Phase two contains a many-to-one transform stage that consolidates all incoming experiments into a single output. If an experiment produces randomizations over time, it continues to append new rows incrementally.
In phase three, the table is filtered down in many ways. First, users that have been chosen for multiple experiments are only included in the first experiment to avoid cross-contamination of controlled variables. Additionally, users with multiple shops within the same experiment are excluded altogether. This is done by deduping a list at the email grain with a lookup at the shop grain. Finally, the job adds features such as date of randomization and indicators for whether the experiment included a promotional offer.
With this blueprint in hand, I scheduled a technical design review session and pitched my game plan to a panel of my peers. They challenged potential pitfalls, provided engineering feedback, and ultimately approved the decision to move into build.
5. Building the Pipeline
Given the detailed planning, the build phase follows as the incremental implementation of the steps described above. I built the jobs in PySpark and shipped in increments, small enough increments to be consumable by code reviewers since all of the PRs totalled several thousand lines of code.
6. Ship, Ship, Ship!
Once all PRs were shipped into production, the tool was ready to use. I documented its use in our internal data handbook and shared it with the experimentation team. Over the next few weeks, we successfully shipped several email experiments using the pipeline, which allowed me to work out small kinks in the implementation as well.

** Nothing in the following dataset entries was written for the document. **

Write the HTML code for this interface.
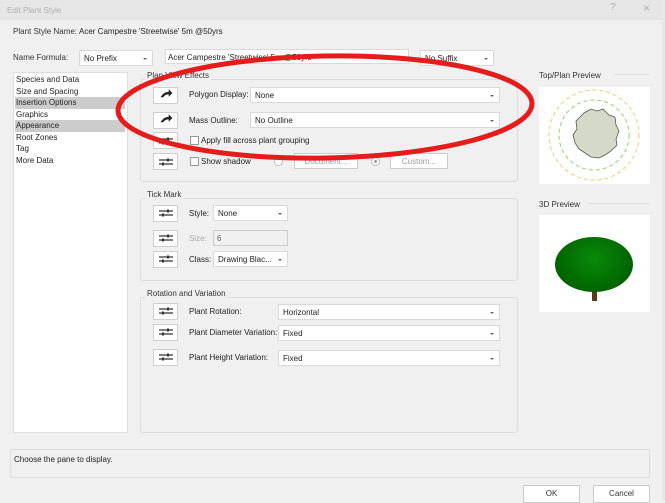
<!DOCTYPE html>
<html><head><style>
*{box-sizing:border-box;margin:0;padding:0}
body{width:665px;height:500px;background:#f0f0f0;font-family:"Liberation Sans",sans-serif;font-size:8px;color:#222;position:relative;overflow:hidden}
.a{position:absolute}
.dd{position:absolute;background:#fff;border:1px solid #d9d9d9;height:16px;padding:3px 4px;font-size:8px;color:#222}
.dd:after{content:"";position:absolute;right:5px;top:7px;border-left:2px solid transparent;border-right:2px solid transparent;border-top:2px solid #666}
.btn{position:absolute;width:25px;height:17px;background:#fff;border:1px solid #cfcfcf}
.grp{position:absolute;border:1px solid #dcdcdc;border-radius:3px}
.gl{position:absolute;background:#f0f0f0;padding:0 2px;font-size:8px;color:#333}
.pb{position:absolute;background:#fff;border:1px solid #ccc;font-size:8px;color:#999;text-align:center;padding-top:3px;height:16px}
</style></head><body>
<div class="a" style="left:0;top:0;width:665px;height:20px;background:#e6e6e6"></div>
<div class="a" style="left:7px;top:6px;color:#b0b0b0;font-size:8px">Edit Plant Style</div>
<div class="a" style="left:610px;top:2px;color:#b0b0b0;font-size:10px">?</div>
<div class="a" style="left:643px;top:1px;color:#b0b0b0;font-size:12px">×</div>
<div class="a" style="left:13px;top:27px;color:#333">Plant Style Name:</div>
<div class="a" style="left:79px;top:27px">Acer Campestre 'Streetwise' 5m @50yrs</div>
<div class="a" style="left:13px;top:53px;color:#333">Name Formula:</div>
<div class="dd" style="left:79px;top:50px;width:74px">No Prefix</div>
<div class="a" style="left:165px;top:49px;width:244px;height:15px;background:#fff;border:1px solid #d9d9d9;padding:3px 2px">Acer Campestre 'Streetwise' 5m @50yrs</div>
<div class="dd" style="left:420px;top:50px;width:74px">No Suffix</div>
<div class="a" style="left:13px;top:72px;width:115px;height:361px;background:#fff;border:1px solid #ddd"></div>
<div class="a" style="left:15px;top:74px;line-height:11.5px;width:110px">
<div style="padding-left:1px">Species and Data</div><div style="padding-left:1px">Size and Spacing</div>
<div style="padding-left:1px;background:#cccccc">Insertion Options</div><div style="padding-left:1px">Graphics</div>
<div style="padding-left:1px;background:#cccccc">Appearance</div><div style="padding-left:1px">Root Zones</div>
<div style="padding-left:1px">Tag</div><div style="padding-left:1px">More Data</div></div>

<div class="grp" style="left:140px;top:79px;width:378px;height:103px"></div>
<div class="gl" style="left:145px;top:71px">Plan View Effects</div>
<div class="btn" style="left:153px;top:87px"></div>
<div class="btn" style="left:153px;top:112px"></div>
<div class="btn" style="left:153px;top:132px"></div>
<div class="btn" style="left:153px;top:153px"></div>
<div class="a" style="left:189px;top:90px">Polygon Display:</div>
<div class="dd" style="left:250px;top:87px;width:250px">None</div>
<div class="a" style="left:189px;top:116px">Mass Outline:</div>
<div class="dd" style="left:250px;top:112px;width:250px">No Outline</div>
<div class="a" style="left:190px;top:136px;width:9px;height:9px;border:1px solid #999;background:#fff"></div>
<div class="a" style="left:201px;top:136px">Apply fill across plant grouping</div>
<div class="a" style="left:190px;top:157px;width:9px;height:9px;border:1px solid #999;background:#fff"></div>
<div class="a" style="left:201px;top:157px">Show shadow</div>
<div class="a" style="left:274px;top:157px;width:9px;height:9px;border:1px solid #bbb;border-radius:50%;background:#fff"></div>
<div class="pb" style="left:294px;top:153px;width:64px">Document...</div>
<div class="a" style="left:371px;top:157px;width:9px;height:9px;border:1px solid #bbb;border-radius:50%;background:#fff"><div style="width:3px;height:3px;background:#999;border-radius:50%;margin:2px"></div></div>
<div class="pb" style="left:390px;top:153px;width:58px">Custom...</div>

<div class="grp" style="left:140px;top:198px;width:378px;height:83px"></div>
<div class="gl" style="left:145px;top:190px">Tick Mark</div>
<div class="btn" style="left:153px;top:205px"></div>
<div class="btn" style="left:153px;top:230px"></div>
<div class="btn" style="left:153px;top:251px"></div>
<div class="a" style="left:189px;top:209px">Style:</div>
<div class="dd" style="left:213px;top:205px;width:75px">None</div>
<div class="a" style="left:189px;top:234px;color:#aaa">Size:</div>
<div class="a" style="left:213px;top:230px;width:75px;height:16px;border:1px solid #ccc;background:#f0f0f0;padding:3px 3px;color:#666">6</div>
<div class="a" style="left:189px;top:255px">Class:</div>
<div class="dd" style="left:213px;top:251px;width:75px">Drawing Blac...</div>

<div class="grp" style="left:140px;top:297px;width:378px;height:136px"></div>
<div class="gl" style="left:145px;top:289px">Rotation and Variation</div>
<div class="btn" style="left:153px;top:303px"></div>
<div class="btn" style="left:153px;top:324px"></div>
<div class="btn" style="left:153px;top:349px"></div>
<div class="a" style="left:189px;top:307px">Plant Rotation:</div>
<div class="dd" style="left:278px;top:304px;width:222px">Horizontal</div>
<div class="a" style="left:189px;top:328px">Plant Diameter Variation:</div>
<div class="dd" style="left:278px;top:325px;width:222px">Fixed</div>
<div class="a" style="left:189px;top:353px">Plant Height Variation:</div>
<div class="dd" style="left:278px;top:350px;width:222px">Fixed</div>

<div class="a" style="left:539px;top:71px;color:#333">Top/Plan Preview</div>
<div class="a" style="left:614px;top:74px;width:35px;height:1px;background:#ddd"></div>
<div class="a" style="left:539px;top:87px;width:111px;height:97px;background:#fff"></div>
<svg class="a" style="left:539px;top:87px" width="111" height="97">
<circle cx="55" cy="48" r="45" fill="none" stroke="#f7c873" stroke-width="1" stroke-dasharray="4 3"/>
<circle cx="55" cy="48" r="35" fill="none" stroke="#8ad86a" stroke-width="1" stroke-dasharray="4 3"/>
<path d="M45 26 L52 22 L58 24 L64 22 L70 28 L76 30 L77 38 L80 44 L77 52 L78 58 L72 64 L66 68 L60 71 L52 70 L46 66 L40 62 L36 56 L34 48 L38 42 L37 34 Z" fill="#d4dac7" stroke="#555" stroke-width="0.8"/>
</svg>
<div class="a" style="left:539px;top:200px;color:#333">3D Preview</div>
<div class="a" style="left:589px;top:203px;width:60px;height:1px;background:#ddd"></div>
<div class="a" style="left:539px;top:215px;width:111px;height:97px;background:#fff"></div>
<div class="a" style="left:592px;top:290px;width:5px;height:11px;background:#5a3a20"></div>
<div class="a" style="left:555px;top:237px;width:78px;height:55px;border-radius:50%;background:radial-gradient(ellipse at 50% 40%,#0a8a0a,#006400 70%,#003a00)"></div>

<svg class="a" style="left:0;top:0" width="665" height="500">
<g fill="#222" stroke="#222">
<path d="M161 97 q3-5 8-5 l0-2 l3 3 l-3 3 l0-2 q-4 0-6 3z" stroke-width="0.6"/>
<path d="M161 122 q3-5 8-5 l0-2 l3 3 l-3 3 l0-2 q-4 0-6 3z" stroke-width="0.6"/>
</g>
<g stroke="#333" stroke-width="1.2">
<path d="M159 139h14M159 143h14M159 160h14M159 164h14M159 211h14M159 215h14M159 236h14M159 240h14M159 257h14M159 261h14M159 309h14M159 313h14M159 330h14M159 334h14M159 355h14M159 359h14"/>
</g>
<g fill="#333">
<rect x="167" y="137.5" width="2" height="3"/><rect x="162" y="141.5" width="2" height="3"/>
<rect x="167" y="158.5" width="2" height="3"/><rect x="162" y="162.5" width="2" height="3"/>
<rect x="167" y="209.5" width="2" height="3"/><rect x="162" y="213.5" width="2" height="3"/>
<rect x="167" y="234.5" width="2" height="3"/><rect x="162" y="238.5" width="2" height="3"/>
<rect x="167" y="255.5" width="2" height="3"/><rect x="162" y="259.5" width="2" height="3"/>
<rect x="167" y="307.5" width="2" height="3"/><rect x="162" y="311.5" width="2" height="3"/>
<rect x="167" y="328.5" width="2" height="3"/><rect x="162" y="332.5" width="2" height="3"/>
<rect x="167" y="353.5" width="2" height="3"/><rect x="162" y="357.5" width="2" height="3"/>
</g>
<ellipse cx="325" cy="107" rx="207" ry="51" transform="rotate(-1 325 107)" fill="none" stroke="#e41c1c" stroke-width="5"/>
</svg>

<div class="a" style="left:10px;top:449px;width:640px;height:29px;border:1px solid #ddd;border-radius:2px"></div>
<div class="a" style="left:14px;top:455px">Choose the pane to display.</div>
<div class="pb" style="left:523px;top:485px;width:57px;color:#333;height:18px">OK</div>
<div class="pb" style="left:593px;top:485px;width:57px;color:#333;height:18px">Cancel</div>
<div class="a" style="left:662px;top:0;width:3px;height:500px;background:#e8e8e8"></div>
</body></html>
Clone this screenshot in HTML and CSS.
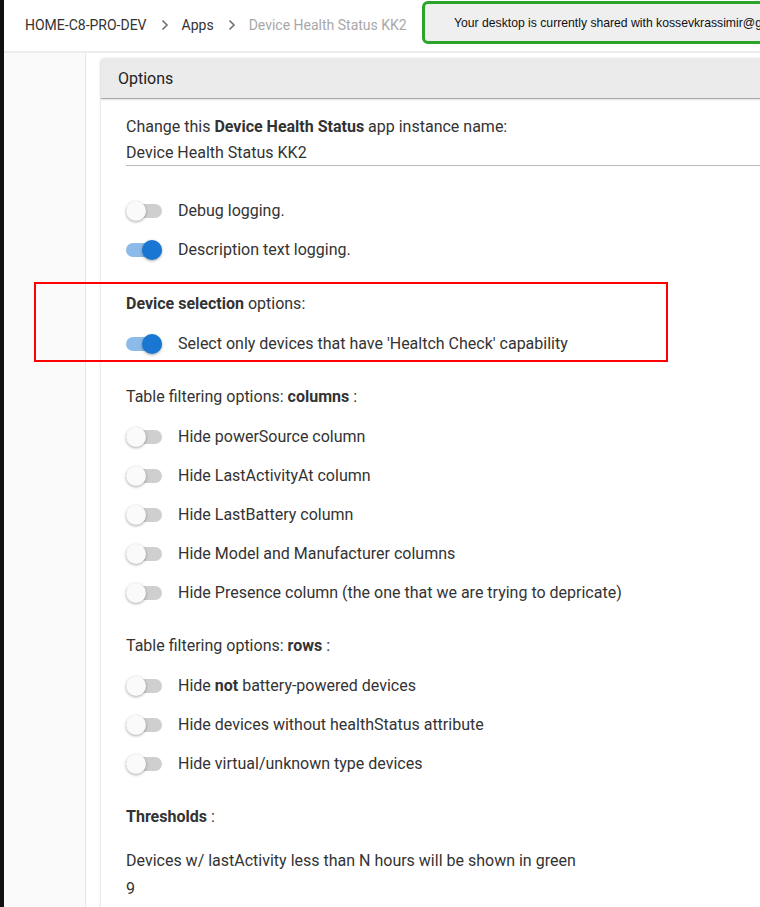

The biggest mistake I made in the shipping process is that I didn’t share the tool enough across the data organization. I found that many data scientists didn’t know the tool existed, and continued to use local files as their workaround solution. Well, better late than never, I did a more thorough job of sending team-wide emails, posting in relevant Slack channels, and setting up GitHub alerts to notify me when other contributors edit experiment files.
As a result, the tool has not only been used by the Marketing Data Science, but across the data organization by teams that focus on shipping, retail and international growth, to ship email experiments for the past year. The table produced by this pipeline integrated seamlessly with our existing analysis framework, so no additional work was required to see statistical results once an experiment is defined.
Key Takeaways
To quickly summarize, the most important takeaways are:
- Don’t skip out on requirement gathering! Understand the problem you’re trying to solve, create a high-level map of how your solution will interact with its environment, and plan your ideal output before you start.
- Draft your project blueprint in a technical document and get it peer-reviewed before you build.
- When building the pipeline, keep PRs smaller where possible, so that reviewers can focus on detailed design recommendations and so production failures are easier to debug.
- Once shipped, make sure you share effectively across your organization.
Overall, this project was a great lesson that a simple solution, built with care for engineering design, can quickly solve for the long-term. In the absence of a pre-existing A/B testing framework, this type of project is a quick and resourceful way to unlock experimentation for any data science team with very few requirements from the data stack.